Plaintiff argues, in his reply, that "the Supreme Court held in Pioneer that 'inadvertence, ignorance of the rules, or mistakes construing the rules do not usually constitute "excusable neglect."'" Reply at 3 (quoting Pioneer Inv. Services v. Brunswick Associates, 507 U.S. 380, 392 (1993)). It is plain, though, that Defendant does not claim ignorance of or mistake concerning the rules. Moreover, Plaintiff does not read or, perhaps, does not understand the entire Pioneer opinion. The language quoted by Plaintiff appears in the middle of the Pioneer Court's discussion of the "flexible understanding of 'excusable neglect'" Pioneer, 570 at 389, wherein the Court also notes that "Congress plainly contemplated that the courts would be permitted, where appropriate, to accept late filings caused by inadvertence, mistake, or carelessness. . . ." Id. at 388-389. Being thus guided, the Court finds that Defendant's oversight constitutes "excusable neglect" for purposes of Rule 6(b). Consequently, the Court will permit Defendant's late answer. See, e.g., Salley v. Trenton Board of Education, 156 Fed. Appx. 470, 471 (3d Cir. 2005) (citing Panis v. Mission Hills Bank, 60 F.3d 1486, 1494 (10th Cir. 1995)).
Even if the Court found that no excusable neglect existed, the Court would be compelled to deny Plaintiff's motion to strike. As the court in Kleckner v. Glover Trucking Corp., 103 F.R.D. 553 (M.D. Pa. 1984), observes:
The Court of Appeals has interpreted Rules 55(c) and 60(b) of the Federal Rules of Civil Procedure to require that a default judgment be set aside absent prejudice to the plaintiff. See Gross v. Stereo Component Systems, 700 F.2d 120 (3d Cir. 1983) and cases cited therein. Thus, even if the Court were to deny Glover's motion for leave to file its answer out of time and thereafter enter a default judgment against Glover, we would likely be required under Gross to set aside the default judgment upon a request by Glover. We therefore conclude that case law does not allow us to deny Glover's motion for leave to file its answer out of time and thereby preclude Glover from defending this case on the merits.Id. at 556. Similarly, in this matter, even if the Court struck Defendant's answer and default judgment were entered in Plaintiff's favor, such default judgment would more than likely be set aside as Plaintiff has cited no prejudice as a result of the delay in the filing of Defendant's answer.

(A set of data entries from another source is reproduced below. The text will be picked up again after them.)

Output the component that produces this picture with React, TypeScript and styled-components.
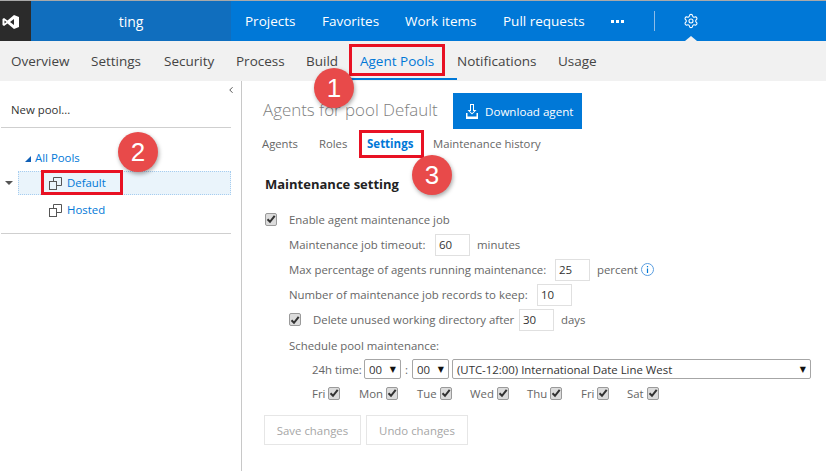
import React from 'react';
import styled, { createGlobalStyle } from 'styled-components';
import { Settings as GearIcon, ChevronLeft } from 'lucide-react';

const GlobalStyle = createGlobalStyle`
  html, body { margin: 0; padding: 0; background: #fff; }
  body { font-family: "Open Sans", "Liberation Sans", sans-serif; font-size: 11.4px; color: #666; }
  * { box-sizing: border-box; }
`;

const navItems = [
  { label: 'Projects', width: 77 },
  { label: 'Favorites', width: 83 },
  { label: 'Work items', width: 98 },
  { label: 'Pull requests', width: 108 },
];
const adminTabs = [
  { label: 'Overview', width: 80 },
  { label: 'Settings', width: 73 },
  { label: 'Security', width: 72 },
  { label: 'Process', width: 70 },
  { label: 'Build', width: 54 },
  { label: 'Agent Pools', width: 97, active: true },
  { label: 'Notifications', width: 101 },
  { label: 'Usage', width: 60 },
];
const poolTabs = [
  { label: 'Agents', width: 57 },
  { label: 'Roles', width: 48 },
  { label: 'Settings', width: 66, active: true },
  { label: 'Maintenance history', width: 130 },
];
const days = [
  { label: 'Fri', width: 47 },
  { label: 'Mon', width: 58 },
  { label: 'Tue', width: 53 },
  { label: 'Wed', width: 57 },
  { label: 'Thu', width: 54 },
  { label: 'Fri', width: 46 },
  { label: 'Sat', width: 40 },
];

const LogoIcon = () => (
  <svg width="17" height="14" viewBox="0 0 17 14">
    <path
      fill="#fff"
      fillRule="evenodd"
      d="M12 0l5 2v10l-5 2-6.500-5.500L2 11 .5 10V4L2 3l3.500 2.500zM12 4 8 7l4 3zM2.500 5.500v3L4.500 7z"
    />
  </svg>
);

const PoolIcon = () => (
  <svg width="13" height="13" viewBox="0 0 13 13" fill="none" stroke="#555" strokeWidth="1">
    <path d="M4.500 4.500v-4h8v8h-5" />
    <rect x="0.500" y="4.500" width="7" height="8" />
  </svg>
);

const DownloadIcon = () => (
  <svg width="12" height="15" viewBox="0 0 12 15" fill="#fff">
    <path d="M4 0h4v6h2.500L6 10.500 1.500 6H4zM5 1v6H3.800L6 9.200 8.200 7H7V1z" />
    <path d="M0 9h1.500v3.500h9V9H12v6H0z" />
  </svg>
);

const Tick = () => (
  <svg width="10" height="10" viewBox="0 0 10 10">
    <path d="M1.500 5.200 4 7.800 8.700 1.800" fill="none" stroke="#333" strokeWidth="2" />
  </svg>
);

const InfoIcon = () => (
  <svg width="13" height="13" viewBox="0 0 13 13" fill="none">
    <circle cx="6.500" cy="6.500" r="6" stroke="#5a9ee0" />
    <path d="M6.500 5.500v4.500M6.500 3v1.300" stroke="#0078d7" strokeWidth="1.200" />
  </svg>
);

const App = () => (
  <Page>
    <GlobalStyle />
    <TopLine />
    <Header>
      <LogoBox><LogoIcon /></LogoBox>
      <ProjectName>ting</ProjectName>
      <NavList>
        {navItems.map(item => (
          <NavItem key={item.label} $width={item.width}>{item.label}</NavItem>
        ))}
        <Dots><i /><i /><i /></Dots>
        <NavSeparator />
        <GearBox><GearIcon size={16} strokeWidth={1.6} color="#fff" /></GearBox>
      </NavList>
    </Header>
    <AdminBar>
      {adminTabs.map(tab => (
        <AdminTab key={tab.label} $width={tab.width} $active={tab.active}>{tab.label}</AdminTab>
      ))}
    </AdminBar>
    <Body>
      <LeftPane>
        <CollapseButton><ChevronLeft size={10} strokeWidth={2} color="#333" /></CollapseButton>
        <NewPool>New pool...</NewPool>
        <TreeArea>
          <TreeRoot><RootArrow />All Pools</TreeRoot>
          <TreeRow $selected>
            <RowArrow />
            <PoolIcon />
            <PoolLink>Default</PoolLink>
          </TreeRow>
          <TreeRow>
            <PoolIcon />
            <PoolLink>Hosted</PoolLink>
          </TreeRow>
        </TreeArea>
      </LeftPane>
      <RightPane>
        <TitleRow>
          <PageTitle>Agents for pool Default</PageTitle>
          <PrimaryButton><DownloadIcon />Download agent</PrimaryButton>
        </TitleRow>
        <PoolTabs>
          {poolTabs.map(tab => (
            <PoolTab key={tab.label} $width={tab.width} $active={tab.active}>{tab.label}</PoolTab>
          ))}
        </PoolTabs>
        <SectionTitle>Maintenance setting</SectionTitle>
        <EnableRow><Check><Tick /></Check><EnableLabel>Enable agent maintenance job</EnableLabel></EnableRow>
        <Options>
          <FieldRow>
            <FieldLabel $width={146}>Maintenance job timeout:</FieldLabel>
            <NumberBox readOnly value="60" />
            <Unit>minutes</Unit>
          </FieldRow>
          <FieldRow>
            <FieldLabel $width={266}>Max percentage of agents running maintenance:</FieldLabel>
            <NumberBox readOnly value="25" />
            <Unit>percent</Unit>
            <InfoWrap><InfoIcon /></InfoWrap>
          </FieldRow>
          <FieldRow>
            <FieldLabel $width={248}>Number of maintenance job records to keep:</FieldLabel>
            <NumberBox readOnly value="10" />
          </FieldRow>
          <FieldRow>
            <Check><Tick /></Check>
            <FieldLabel $width={206} $inset={12}>Delete unused working directory after</FieldLabel>
            <NumberBox readOnly value="30" />
            <Unit>days</Unit>
          </FieldRow>
          <ScheduleTitle>Schedule pool maintenance:</ScheduleTitle>
          <ScheduleBlock>
            <TimeRow>
              <TimeLabel>24h time:</TimeLabel>
              <SelectBox $width={37}>00<Caret>▼</Caret></SelectBox>
              <TimeColon>:</TimeColon>
              <SelectBox $width={37}>00<Caret>▼</Caret></SelectBox>
              <SelectBox $width={359} $gap={3}>(UTC-12:00) International Date Line West<Caret>▼</Caret></SelectBox>
            </TimeRow>
            <DayRow>
              {days.map((day, i) => (
                <DayItem key={i} $width={day.width}>{day.label}<Check><Tick /></Check></DayItem>
              ))}
            </DayRow>
          </ScheduleBlock>
        </Options>
        <Actions>
          <DisabledButton $width={97}>Save changes</DisabledButton>
          <DisabledButton $width={102}>Undo changes</DisabledButton>
        </Actions>
      </RightPane>
    </Body>

    <Outline $x={349} $y={44} $w={96} $h={32} />
    <Outline $x={41} $y={170} $w={82} $h={25} />
    <Outline $x={359} $y={130} $w={65} $h={28} />
    <Badge $x={314} $y={68}>1</Badge>
    <Badge $x={118} $y={132}>2</Badge>
    <Badge $x={412} $y={155}>3</Badge>
  </Page>
);

const Page = styled.div`
  position: relative;
  width: 826px;
  height: 471px;
  overflow: hidden;
  display: flex;
  flex-direction: column;
`;

const TopLine = styled.div`
  height: 1px;
  background: #a9a9a9;
`;

const Header = styled.header`
  height: 40px;
  display: flex;
  background: #0078d7;
  color: #fff;
`;

const LogoBox = styled.div`
  width: 31px;
  background: #2b2b2b;
  display: flex;
  align-items: center;
  padding: 2px 0 0 2px;
`;

const ProjectName = styled.div`
  width: 200px;
  background: #106ebe;
  font-size: 14px;
  display: flex;
  align-items: center;
  justify-content: center;
`;

const NavList = styled.nav`
  display: flex;
  align-items: center;
  padding-left: 14px;
  flex: 1;
`;

const NavItem = styled.div<{ $width: number }>`
  width: ${({ $width }) => $width}px;
  font-size: 13.500px;
  white-space: nowrap;
`;

const Dots = styled.div`
  display: flex;
  gap: 2px;
  i { width: 3px; height: 3px; background: #fff; display: block; }
`;

const NavSeparator = styled.div`
  width: 1px;
  height: 20px;
  background: #8dbce8;
  margin-left: 30px;
`;

const GearBox = styled.div`
  position: relative;
  margin-left: 28px;
  height: 100%;
  display: flex;
  align-items: center;
  &::after {
    content: '';
    position: absolute;
    left: 2px;
    bottom: 0;
    border: 6px solid transparent;
    border-top: 0;
    border-bottom: 5px solid #f1f1f1;
  }
`;

const AdminBar = styled.div`
  height: 40px;
  display: flex;
  background: #f1f1f1;
  padding-left: 11px;
`;

const AdminTab = styled.div<{ $width: number; $active?: boolean }>`
  width: ${({ $width }) => $width}px;
  font-size: 13.500px;
  line-height: 40px;
  white-space: nowrap;
  color: ${({ $active }) => ($active ? '#0078d7' : '#444')};
  position: relative;
  &::after {
    content: '';
    display: ${({ $active }) => ($active ? 'block' : 'none')};
    position: absolute;
    left: -11px;
    right: 0;
    top: 37px;
    height: 2px;
    background: #0078d7;
  }
`;

const Body = styled.main`
  flex: 1;
  display: flex;
  min-height: 0;
`;

const LeftPane = styled.aside`
  position: relative;
  width: 242px;
  border-right: 1px solid #c8c8c8;
  padding-right: 10px;
`;

const CollapseButton = styled.div`
  position: absolute;
  left: 226px;
  top: 4px;
  display: flex;
`;

const NewPool = styled.div`
  height: 47px;
  padding: 20px 0 0 10px;
  margin-left: 1px;
  color: #333;
  line-height: 18px;
  border-bottom: 1px solid #cfcfcf;
`;

const TreeArea = styled.div`
  padding-top: 21px;
  height: 106px;
  margin-left: 1px;
  border-bottom: 1px solid #cfcfcf;
`;

const TreeRoot = styled.div`
  height: 22px;
  line-height: 18px;
  padding-left: 34px;
  color: #0078d7;
  position: relative;
`;

const RootArrow = styled.span`
  position: absolute;
  left: 24px;
  top: 7px;
  width: 0;
  height: 0;
  border-left: 6px solid transparent;
  border-bottom: 6px solid #0f5fb5;
`;

const TreeRow = styled.div<{ $selected?: boolean }>`
  position: relative;
  height: 24px;
  margin-left: 17px;
  padding-left: 30px;
  display: flex;
  align-items: center;
  gap: 5px;
  border: 1px dotted ${({ $selected }) => ($selected ? '#a6cdf0' : 'transparent')};
  background: ${({ $selected }) => ($selected ? '#eaf4fb' : 'transparent')};
  margin-bottom: ${({ $selected }) => ($selected ? '3px' : '0')};
`;

const RowArrow = styled.span`
  position: absolute;
  left: -14px;
  top: 9px;
  border: 4px solid transparent;
  border-top: 4px solid #555;
  border-bottom: 0;
`;

const PoolLink = styled.span`
  color: #0078d7;
  line-height: 18px;
`;

const RightPane = styled.section`
  flex: 1;
  padding: 12px 0 0 21px;
`;

const TitleRow = styled.div`
  display: flex;
  align-items: center;
  gap: 15px;
  height: 36px;
`;

const PageTitle = styled.h1`
  margin: 0;
  width: 175px;
  padding-bottom: 4px;
  font-size: 16.900px;
  font-weight: 300;
  color: #808080;
  white-space: nowrap;
`;

const PrimaryButton = styled.div`
  width: 129px;
  height: 36px;
  background: #0078d7;
  color: #fff;
  display: flex;
  align-items: center;
  padding-left: 13px;
  gap: 7px;
  font-size: 11.600px;
`;

const PoolTabs = styled.div`
  display: flex;
  margin: 6px 0 0 -1px;
  height: 18px;
`;

const PoolTab = styled.div<{ $width: number; $active?: boolean }>`
  width: ${({ $width }) => $width}px;
  line-height: 18px;
  white-space: nowrap;
  font-size: ${({ $active }) => ($active ? '11.500px' : '11.300px')};
  font-weight: ${({ $active }) => ($active ? 700 : 400)};
  color: ${({ $active }) => ($active ? '#0078d7' : '#666')};
`;

const SectionTitle = styled.h2`
  margin: 21px 0 0 2px;
  font-size: 13px;
  line-height: 20px;
  font-weight: 700;
  color: #222;
`;

const Check = styled.span`
  width: 12px;
  height: 13px;
  flex: none;
  display: inline-flex;
  align-items: center;
  justify-content: center;
  background: #dcdcdc;
  border: 1px solid #9a9a9a;
  border-radius: 2px;
`;

const EnableRow = styled.div`
  display: flex;
  align-items: center;
  height: 18px;
  margin: 16px 0 0 2px;
`;

const EnableLabel = styled.span`
  margin-left: 12px;
  white-space: nowrap;
`;

const Options = styled.div`
  margin: 4px 0 0 26px;
`;

const FieldRow = styled.div`
  height: 25px;
  display: flex;
  align-items: center;
`;

const FieldLabel = styled.span<{ $width: number; $inset?: number }>`
  width: ${({ $width }) => $width}px;
  margin-left: ${({ $inset }) => $inset ?? 0}px;
  white-space: nowrap;
`;

const NumberBox = styled.input`
  width: 35px;
  height: 22px;
  border: 1px solid #e0e0e0;
  padding: 0 3px;
  font: 11.500px "Open Sans", "Liberation Sans", sans-serif;
  color: #333;
  outline: none;
`;

const Unit = styled.span`
  margin-left: 7px;
`;

const InfoWrap = styled.span`
  display: flex;
  margin-left: 3px;
`;

const ScheduleTitle = styled.div`
  margin-top: 5px;
  line-height: 18px;
`;

const ScheduleBlock = styled.div`
  padding-left: 23px;
`;

const TimeRow = styled.div`
  margin-top: 4px;
  display: flex;
  align-items: center;
  height: 20px;
`;

const TimeLabel = styled.span`
  width: 52px;
  white-space: nowrap;
`;

const SelectBox = styled.div<{ $width: number; $gap?: number }>`
  width: ${({ $width }) => $width}px;
  height: 20px;
  margin-left: ${({ $gap }) => $gap ?? 0}px;
  border: 1px solid #a6a6a6;
  border-radius: 2px;
  padding: 0 4px;
  display: flex;
  align-items: center;
  justify-content: space-between;
  white-space: nowrap;
  color: #333;
  background: #fff;
`;

const Caret = styled.span`
  font-size: 8px;
  color: #111;
  font-family: "DejaVu Sans", sans-serif;
`;

const TimeColon = styled.span`
  width: 11px;
  text-align: center;
`;

const DayRow = styled.div`
  display: flex;
  height: 18px;
  margin-top: 5px;
`;

const DayItem = styled.div<{ $width: number }>`
  width: ${({ $width }) => $width}px;
  display: flex;
  align-items: center;
  gap: 3px;
`;

const Actions = styled.div`
  display: flex;
  gap: 5px;
  margin: 13px 0 0 1px;
`;

const DisabledButton = styled.div<{ $width: number }>`
  width: ${({ $width }) => $width}px;
  height: 30px;
  border: 1px solid #e6e6e6;
  display: flex;
  align-items: center;
  justify-content: center;
  color: #a6a6a6;
`;

const Outline = styled.div<{ $x: number; $y: number; $w: number; $h: number }>`
  position: absolute;
  left: ${({ $x }) => $x}px;
  top: ${({ $y }) => $y}px;
  width: ${({ $w }) => $w}px;
  height: ${({ $h }) => $h}px;
  border: 3px solid #e81123;
`;

const Badge = styled.div<{ $x: number; $y: number }>`
  position: absolute;
  left: ${({ $x }) => $x}px;
  top: ${({ $y }) => $y}px;
  width: 40px;
  height: 40px;
  border-radius: 50%;
  background: #e84a4a;
  box-shadow: 1px 2px 4px rgba(0, 0, 0, 0.35);
  color: #fff;
  font: 26px/40px "Liberation Sans", Arial, sans-serif;
  text-align: center;
`;

export default App;
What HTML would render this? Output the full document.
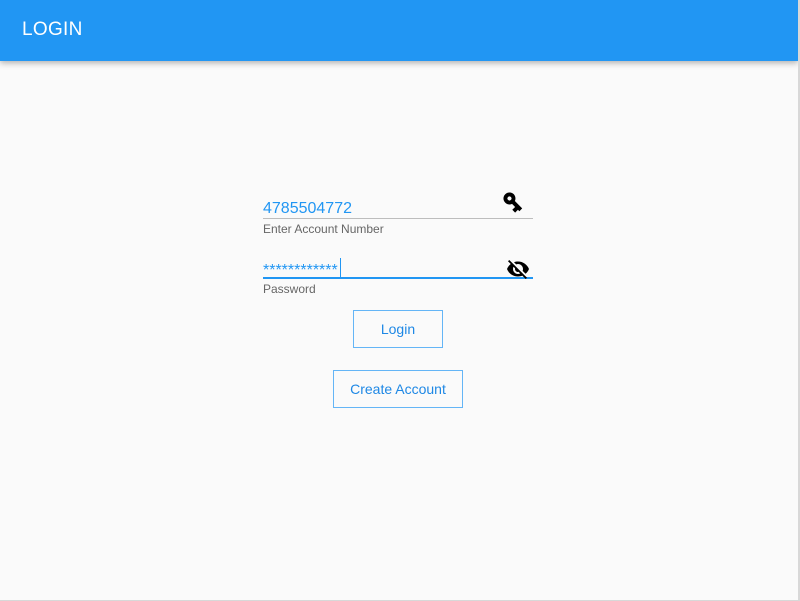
<!DOCTYPE html>
<html><head><meta charset="utf-8"><style>
html,body{margin:0;padding:0;width:800px;height:601px;overflow:hidden;background:#fafafa;font-family:"Liberation Sans",sans-serif;}
.bar{position:absolute;left:0;top:0;width:798px;height:61px;background:#2196f3;box-shadow:0 2px 6px rgba(0,0,0,.3);}
.bar span{position:absolute;left:22px;top:19px;color:#fff;font-size:19px;font-weight:500;letter-spacing:.3px;}
.rb{position:absolute;right:0;top:0;width:2px;height:601px;background:#d8d8d8;}
.bb{position:absolute;left:0;bottom:0;width:800px;height:1px;background:#d8d8d8;}
.t{position:absolute;}
.btn{position:absolute;border:1px solid #64b5f6;color:#1e88e5;font-size:14px;text-align:center;box-sizing:border-box;}
</style></head><body>
<div class="bar"><span>LOGIN</span></div>
<div class="rb"></div><div class="bb"></div>
<div class="t" style="left:263px;top:200px;font-size:16px;color:#2196f3;">4785504772</div>
<div class="t" style="left:263px;top:218px;width:270px;height:1px;background:#bdbdbd;"></div>
<div class="t" style="left:263px;top:222px;font-size:12px;color:#666;">Enter Account Number</div>
<svg class="t" style="left:501px;top:190px" width="24" height="24" viewBox="0 0 24 24"><path d="M12.65 10A6 6 0 1 0 12.65 14H17v4h4v-4h2v-4H12.65zM7 14a2 2 0 1 1 0-4 2 2 0 0 1 0 4z" transform="rotate(45 12 12)" fill="#000"/></svg>
<div class="t" style="left:263px;top:262px;font-size:16px;color:#2196f3;letter-spacing:0;">************</div>
<div class="t" style="left:340px;top:258px;width:1px;height:19px;background:#2196f3;"></div>
<div class="t" style="left:263px;top:277px;width:270px;height:2px;background:#2196f3;"></div>
<div class="t" style="left:263px;top:282px;font-size:12px;color:#666;">Password</div>
<svg class="t" style="left:506px;top:257px" width="24" height="24" viewBox="0 0 24 24"><path d="M12 7c2.76 0 5 2.24 5 5 0 .65-.13 1.26-.36 1.830l2.92 2.92c1.51-1.26 2.7-2.89 3.43-4.75-1.73-4.39-6-7.5-11-7.5-1.4 0-2.740.25-3.98.7l2.16 2.16C10.74 7.13 11.35 7 12 7zM2 4.27l2.28 2.28.46.46C3.08 8.3 1.78 10.02 1 12c1.73 4.39 6 7.5 11 7.5 1.55 0 3.03-.3 4.38-.84l.42.42L19.73 22 21 20.73 3.27 3 2 4.27zM7.53 9.8l1.55 1.55c-.05.21-.08.43-.08.65 0 1.66 1.34 3 3 3 .22 0 .44-.03.65-.08l1.55 1.550c-.67.33-1.41.53-2.2.53-2.76 0-5-2.24-5-5 0-.79.2-1.53.53-2.2z" fill="#000"/></svg>
<div class="btn" style="left:353px;top:310px;width:90px;height:38px;line-height:36px;">Login</div>
<div class="btn" style="left:333px;top:370px;width:130px;height:38px;line-height:36px;">Create Account</div>
</body></html>
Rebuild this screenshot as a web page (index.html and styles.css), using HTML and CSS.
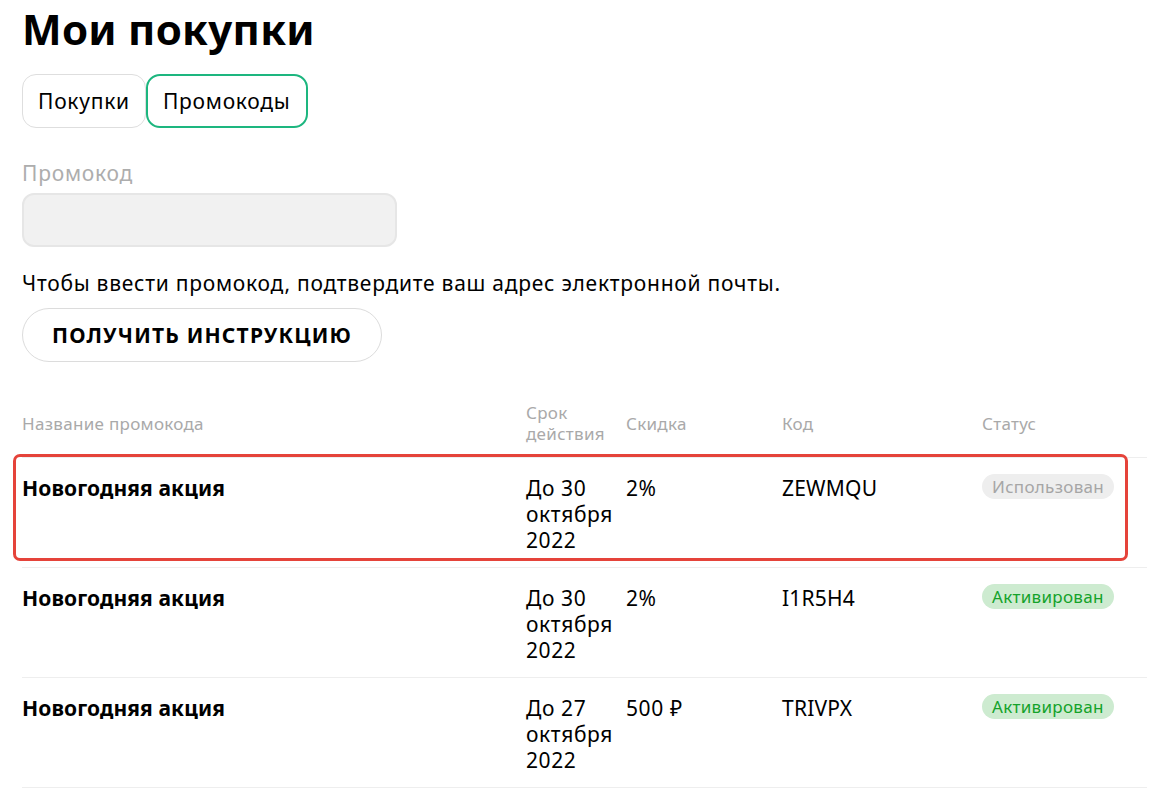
FILE: index.html
```html
<!DOCTYPE html>
<html lang="ru">
<head>
<meta charset="utf-8">
<title>Мои покупки</title>
<link rel="stylesheet" href="styles.css">
</head>
<body>
<main class="page">
  <h1 class="title">Мои покупки</h1>
  <div class="tabs">
    <button class="tab">Покупки</button>
    <button class="tab tab-active">Промокоды</button>
  </div>
  <label class="field-label" for="promo">Промокод</label>
  <input class="field" id="promo" type="text" disabled>
  <p class="note">Чтобы ввести промокод, подтвердите ваш адрес электронной почты.</p>
  <button class="btn">ПОЛУЧИТЬ ИНСТРУКЦИЮ</button>

  <div class="table">
    <div class="row head">
      <div class="cell">Название промокода</div>
      <div class="cell">Срок действия</div>
      <div class="cell">Скидка</div>
      <div class="cell">Код</div>
      <div class="cell">Статус</div>
    </div>
    <div class="row item">
      <div class="cell name">Новогодняя акция</div>
      <div class="cell">До 30 октября 2022</div>
      <div class="cell">2%</div>
      <div class="cell code">ZEWMQU</div>
      <div class="cell"><span class="badge badge-used">Использован</span></div>
      <div class="highlight"></div>
    </div>
    <div class="row item">
      <div class="cell name">Новогодняя акция</div>
      <div class="cell">До 30 октября 2022</div>
      <div class="cell">2%</div>
      <div class="cell code">I1R5H4</div>
      <div class="cell"><span class="badge badge-active">Активирован</span></div>
    </div>
    <div class="row item">
      <div class="cell name">Новогодняя акция</div>
      <div class="cell">До 27 октября 2022</div>
      <div class="cell">500 ₽</div>
      <div class="cell code">TRIVPX</div>
      <div class="cell"><span class="badge badge-active">Активирован</span></div>
    </div>
  </div>
</main>
</body>
</html>
```

FILE: styles.css
```css
* { box-sizing: border-box; }
html, body { margin: 0; padding: 0; background: #fff; }
body {
  font-family: "Noto Sans", "DejaVu Sans", sans-serif;
  color: #000;
}
.page {
  padding: 4px 11px 0 22px;
  display: flex;
  flex-direction: column;
  align-items: flex-start;
}
.title {
  margin: 0;
  font-size: 42px;
  line-height: 50px;
  font-weight: 700;
  letter-spacing: 0.3px;
}
.tabs {
  display: flex;
  margin-top: 20px;
}
.tab {
  font-family: inherit;
  font-size: 21px;
  letter-spacing: 0.75px;
  color: #000;
  background: #fff;
  height: 54px;
  padding: 0 15px;
  border: 1px solid #dedede;
  border-radius: 14px;
}
.tab-active {
  border: 2px solid #1db67f;
}
.field-label {
  margin-top: 33px;
  font-size: 21px;
  letter-spacing: 0.75px;
  line-height: 24px;
  color: #adadad;
}
.field {
  margin-top: 8px;
  width: 375px;
  height: 54px;
  background: #f1f1f1;
  border: 2px solid #e6e6e6;
  border-radius: 12px;
}
.note {
  margin: 24px 0 0;
  font-size: 21px;
  letter-spacing: 0.75px;
  line-height: 24px;
}
.btn {
  margin-top: 13px;
  font-family: inherit;
  font-size: 21px;
  letter-spacing: 1.2px;
  font-weight: 700;
  color: #000;
  background: #fff;
  height: 54px;
  padding: 0 29px;
  border: 1px solid #dcdcdc;
  border-radius: 27px;
}
.table {
  margin-top: 40px;
  width: 1125px;
}
.row {
  display: grid;
  grid-template-columns: 504px 100px 156px 200px 1fr;
  border-bottom: 1px solid #eeeeee;
}
.head {
  align-items: center;
  padding-bottom: 13px;
  font-size: 17px;
  letter-spacing: 0.3px;
  line-height: 21px;
  color: #a9a9a9;
}
.item {
  position: relative;
  height: 110px;
  padding-top: 17px;
  font-size: 21px;
  letter-spacing: 0.6px;
  line-height: 26px;
  align-items: start;
}
.name { font-weight: 700; letter-spacing: 0.1px; }
.code { letter-spacing: 0.2px; }
.badge {
  display: inline-block;
  height: 25px;
  line-height: 25px;
  padding: 0 10px;
  border-radius: 13px;
  font-size: 17px;
  letter-spacing: 0.3px;
  margin-top: -1px;
  vertical-align: top;
}
.badge-used { background: #eeeeee; color: #a6a6a6; }
.badge-active { background: #cdebd0; color: #14a22a; }
.highlight {
  position: absolute;
  top: -4px;
  left: -9px;
  right: 19px;
  bottom: 6px;
  border: 3px solid #e5433a;
  border-radius: 7px;
  pointer-events: none;
}
```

The Court finds Plaintiff's allegation that the third party complaint "must" be stricken because it was filed more than ten (10) days after the answer "should" have been filed patently ridiculous. The rule provides, in pertinent part, "[T]he third-party plaintiff must, by motion, obtain the court's leave if it files the third-party complaint more than 10 day after serving its original answer." Fed.R.Civ.P. 14(a)(1). Nothing in the rule itself or the case law cited by Plaintiff speaks to or makes any allowances for answers filed out of time or the date by which an answer "should have been" filed. The rule plainly states "more than 10 days after serving its original answer."
In the matter at bar, according to the record, Defendant filed its "original answer" on August 25, 2009, and Defendant filed its third-party complaint on the same day. Hence, the third-party complaint was not filed more than ten (10) days after service of the answer. Based upon the foregoing, the Court finds that the third-party complaint was properly filed.
Accordingly, it is now hereby ORDERED that Kenrick Mottley's Motion to Strike the Answer and Third Party Complaint of Maxim Crane Works, L.P. (Docket No. 97) is DENIED.